ID Type | Size | Scalability | Sortability | Predictability | Performance | Use Case |
---|---|---|---|---|---|---|
Autoincrement ID | Small (4-8 bytes) | Limited in distributed systems | Sequential | High | High | Simple databases, local systems |
UUID v4 | Large (16 bytes) | Excellent | Random | Low | Lower due to random insertion | Distributed systems, security-sensitive |
UUID v7 | Large (16 bytes) | Excellent | Time-ordered | Medium | Better than v4 | Distributed systems needing temporal order |
ULID | Large (16 bytes) | Excellent | Lexicographically sorted | Medium | Efficient for large datasets | Distributed systems with sorted data |
Snowflake ID | Medium (8 bytes) | Good | Time-ordered | Low | Fast inserts | Distributed systems requiring sequence |
NanoID | Variable | Good | Random | Low | Decent | Web applications needing URL-safe IDs |
Conclusion
Choosing the right ID type for your database depends on the scale and complexity of your system. For simple, single-node applications, Autoincrement IDs are often sufficient.

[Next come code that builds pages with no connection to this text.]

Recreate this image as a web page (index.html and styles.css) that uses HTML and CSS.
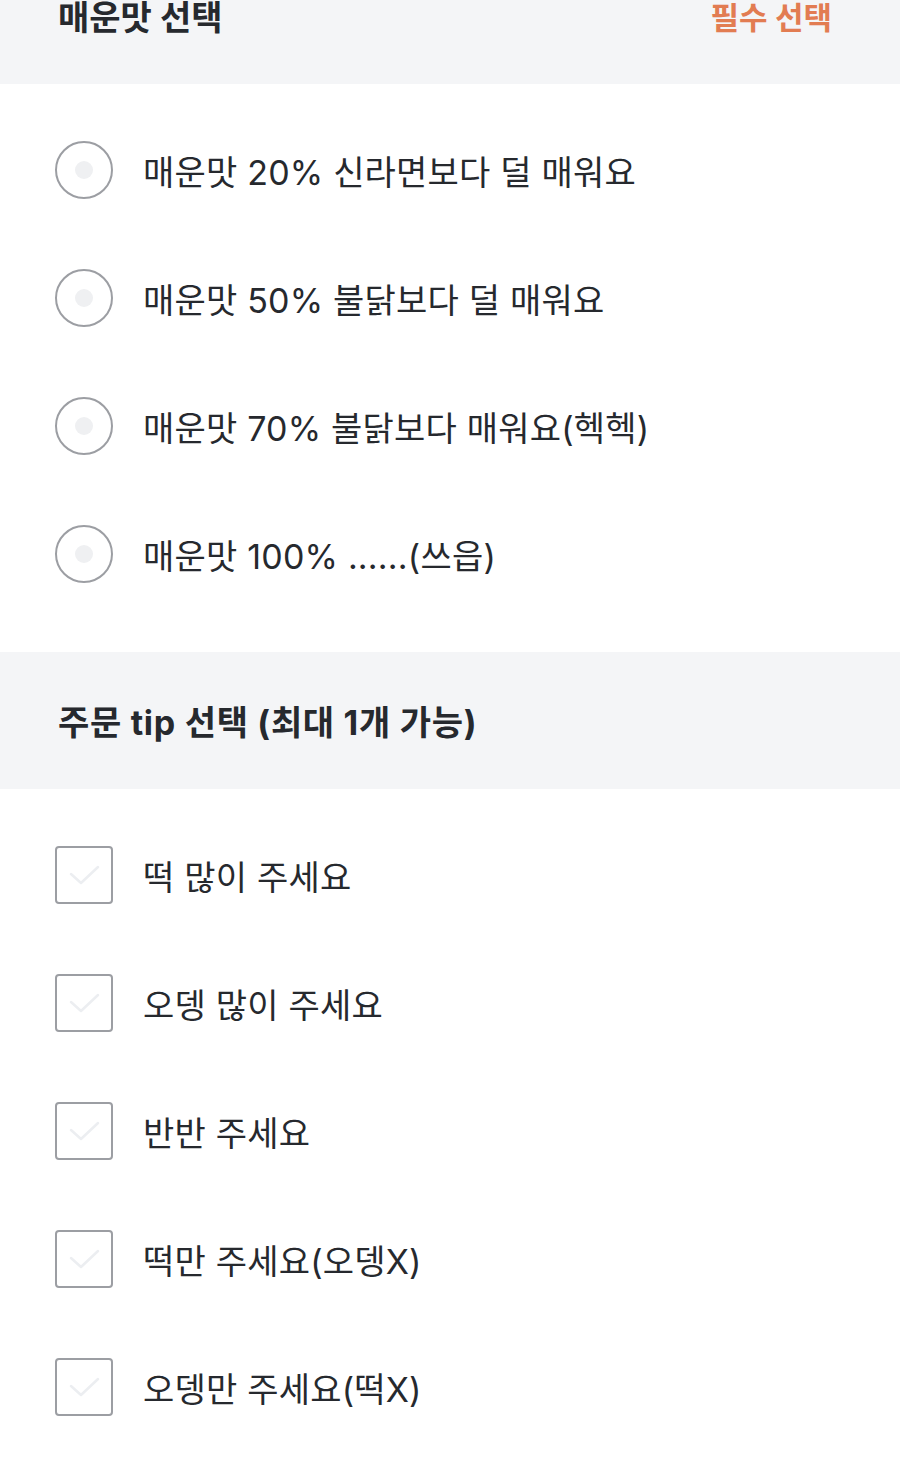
FILE: index.html
```html
<!DOCTYPE html>
<html lang="ko">
<head>
<meta charset="utf-8">
<link rel="stylesheet" href="styles.css">
</head>
<body>
<div class="page">
  <div class="section-head first">
    <span class="title">매운맛 선택</span>
    <span class="req">필수 선택</span>
  </div>
  <ul class="options radios">
    <li class="row"><span class="radio"><span class="dot"></span></span><span class="label">매운맛 20% 신라면보다 덜 매워요</span></li>
    <li class="row"><span class="radio"><span class="dot"></span></span><span class="label">매운맛 50% 불닭보다 덜 매워요</span></li>
    <li class="row"><span class="radio"><span class="dot"></span></span><span class="label">매운맛 70% 불닭보다 매워요(헥헥)</span></li>
    <li class="row"><span class="radio"><span class="dot"></span></span><span class="label">매운맛 100% ......(쓰읍)</span></li>
  </ul>
  <div class="section-head">
    <span class="title wide">주문 tip 선택 (최대 1개 가능)</span>
  </div>
  <ul class="options checks">
    <li class="row"><span class="check"><svg viewBox="0 0 58 58" width="58" height="58"><path d="M16 28 L26 37 L43 21" fill="none" stroke="#eceef1" stroke-width="2.5" stroke-linecap="round" stroke-linejoin="round"/></svg></span><span class="label">떡 많이 주세요</span></li>
    <li class="row"><span class="check"><svg viewBox="0 0 58 58" width="58" height="58"><path d="M16 28 L26 37 L43 21" fill="none" stroke="#eceef1" stroke-width="2.5" stroke-linecap="round" stroke-linejoin="round"/></svg></span><span class="label">오뎅 많이 주세요</span></li>
    <li class="row"><span class="check"><svg viewBox="0 0 58 58" width="58" height="58"><path d="M16 28 L26 37 L43 21" fill="none" stroke="#eceef1" stroke-width="2.5" stroke-linecap="round" stroke-linejoin="round"/></svg></span><span class="label">반반 주세요</span></li>
    <li class="row"><span class="check"><svg viewBox="0 0 58 58" width="58" height="58"><path d="M16 28 L26 37 L43 21" fill="none" stroke="#eceef1" stroke-width="2.5" stroke-linecap="round" stroke-linejoin="round"/></svg></span><span class="label">떡만 주세요(오뎅X)</span></li>
    <li class="row"><span class="check"><svg viewBox="0 0 58 58" width="58" height="58"><path d="M16 28 L26 37 L43 21" fill="none" stroke="#eceef1" stroke-width="2.5" stroke-linecap="round" stroke-linejoin="round"/></svg></span><span class="label">오뎅만 주세요(떡X)</span></li>
  </ul>
</div>
</body>
</html>
```
FILE: styles.css
```css
html, body {
  margin: 0;
  padding: 0;
  background: #ffffff;
}
body {
  font-family: "Inter", "Noto Sans CJK KR", "Noto Sans", sans-serif;
  color: #26292e;
  overflow: hidden;
}
.page {
  margin-top: -53px;
}
.section-head {
  height: 137px;
  background: #f4f5f7;
  display: flex;
  align-items: center;
  justify-content: space-between;
  padding: 0 68px 0 58px;
  box-sizing: border-box;
}
.section-head .title {
  font-size: 34px;
  font-weight: 700;
}
.section-head .title.wide {
  letter-spacing: 0.7px;
}
.section-head .req {
  font-size: 31px;
  font-weight: 700;
  color: #e27c52;
}
.options {
  list-style: none;
  margin: 0;
  padding: 22px 0 34px 55px;
}
.checks {
  padding-bottom: 30px;
}
.row {
  height: 128px;
  display: flex;
  align-items: center;
}
.radio {
  width: 58px;
  height: 58px;
  box-sizing: border-box;
  border: 2px solid #9c9ea3;
  border-radius: 50%;
  display: flex;
  align-items: center;
  justify-content: center;
  flex: none;
}
.dot {
  width: 18px;
  height: 18px;
  border-radius: 50%;
  background: #eff0f2;
}
.check {
  width: 58px;
  height: 58px;
  box-sizing: border-box;
  border: 2px solid #9c9ea3;
  border-radius: 4px;
  flex: none;
  position: relative;
}
.check svg {
  position: absolute;
  left: -2px;
  top: -2px;
}
.label {
  margin-left: 30px;
  font-size: 34px;
  font-weight: 400;
  letter-spacing: 0.2px;
}
```
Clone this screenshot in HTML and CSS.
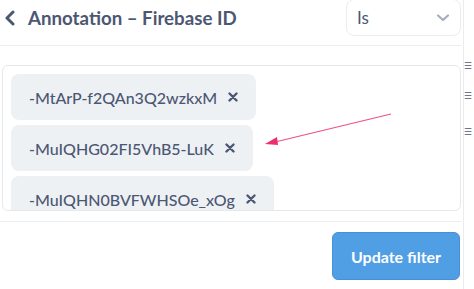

However, for distributed systems or systems that need to handle large-scale datasets, UUID v7, ULID, or Snowflake IDs are strong options, offering a balance of global uniqueness, time-ordering, and scalability.
Each ID type comes with its own trade-offs in terms of performance, predictability, and storage requirements, so it’s important to align the choice of ID with the needs of your specific application.